Where am I going with this? Well, imagine for a moment that, rather than a panel of snarky radio semi-celebs like Paula Poundstone and Tom Bodett, you were faced with a group of famous religious thinkers and apologists. William Lane Craig would be there, along with representatives from other faiths, like Carl E. Olsen, Khalid Yasin, David Frawley and Martin Indyk and others. Each of these eminent thinkers would take turns presenting the tenets of his or her religion, and trying to convince you to join them in the one "true" church. Now, assuming you were, like me, not affiliated with any one religious tradition, who would you believe, and why? Assume for the moment that they were all equally persuasive, knowledgeable and devout in their beliefs. I think you could also safely assume that all of their assertions would be equally logical, rational and supported by evidence--which is to say, not at all. The thing is, until you have settled on one religious "truth", all of the possibilities remain open. All religious claims are equally unverifiable, equally implausible, equally true and equally false. Once you have chosen one, the the waveform collapses, only one option becomes true and all other choices become false.
Now there are, of course, a number of important differences between a comparison of some quirky, possibly bogus news stories, and the competing claims of the major world faith traditions, the first one being relevance. It obviously does not matter in the grand scheme of things whether one or another oddball anecdote is true. On the other hand, religious faith IS the grand scheme of things. Clearly few things are more significant than identifying the underlying great Truth-with-a-capital-T of the universe, especially if that Truth determines how you must behave in this life to appease one or more all-powerful Beings.
The second difference is verifiability. Presumably, one could expend the effort, were on so inclined, to research the stories presented by the WWDTM panel and determine for oneself the truth of the claims being made. You could travel to Australia, to use an example from today's show, and find out if there really was a law proposed to prohibit children blowing out birthday candles in public schools. You could find and interview the individuals involved, and find out for yourself how true the story really was, You cannot do that with religions. You cannot determine the truth of the story of Lord Krishna and the Lapwing's Nest, or the Islamic legend of the stone in the temple. To embrace a religion is to accept its stories on faith alone.
Third is plausibility. All of the stories presented by the radio panel may be highly unlikely but they are not, technically, impossible. Implausible as they may seem, any (or indeed all) of them could physically happen. This is manifestly not true of any religious claim, pretty much by definition. For Jesus (or Horus) to have been born of a virgin is, of course, physically impossible. That's the whole point of the story. No one would notice or care if Joseph Smith had dug up some pottery shards or tools to indicate that ancient Israelites had somehow existed in North America in the distant past. Instead, the claim is that he found magical golden tablets, which no one else witnessed, naturally, and which he was able to translate by looking through a magic hat.
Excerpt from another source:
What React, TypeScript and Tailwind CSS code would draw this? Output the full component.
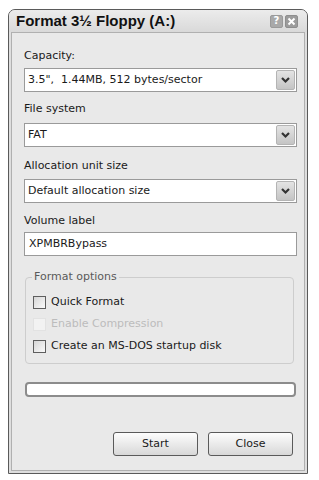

Finally, you have the problem of mutual exclusivity. All of the stories on WWDTM, being theoretically possible, could all theoretically be true at the same time, in the same world. We are told at the outset that only one is actually true, but there's no real reason all of them couldn't have happened in the real world. This, to me, is the biggest reason for me to be an atheist. If I were to accept, for example, the claims of William Lane Craig and embrace (Protestant) Christianity, then at that moment, all of the other claims must be deemed false. Christianity cannot be true in the same universe as Islam, or Hinduism, or Mormonism. The claims they make are mutually contradictory, full stop. All of the world's religions cannot be true; in fact, no two of them can be. As soon as you yield to the exhortations of any one of these great thinkers, then you must, in effect, tell all of the others that you believe that they are wrong. By what possible authority could you make that claim? By refusing to accept any one of them, the waveform does not collapse, and none of them must needs be deemed to be false.
This ties into the common misunderstanding about the difference between agnosticism and atheism. "Agnostic" is derived from the work "gnosis" meaning knowledge, while "atheist" derives from "theos", relating to belief. When confronted with a group of mutually contradictory, untestable assertions, it is most honest to admit one lacks the necessary knowledge to select one--to be "agnostic"--and therefore to withhold commitment to believing in any one of them--that is, to be an atheist. This is not to make a positive claim that all or any of them are false, only that one has no reason to believe any of them. I am an atheist BECAUSE I am agnostic. Give me a reason to accept one belief tradition, and I will become a believer, but remember, the evidence you present must be so overwhelmingly powerful that I will be able, with the same confidence, to tell anyone else that disagrees with that position that they are wrong.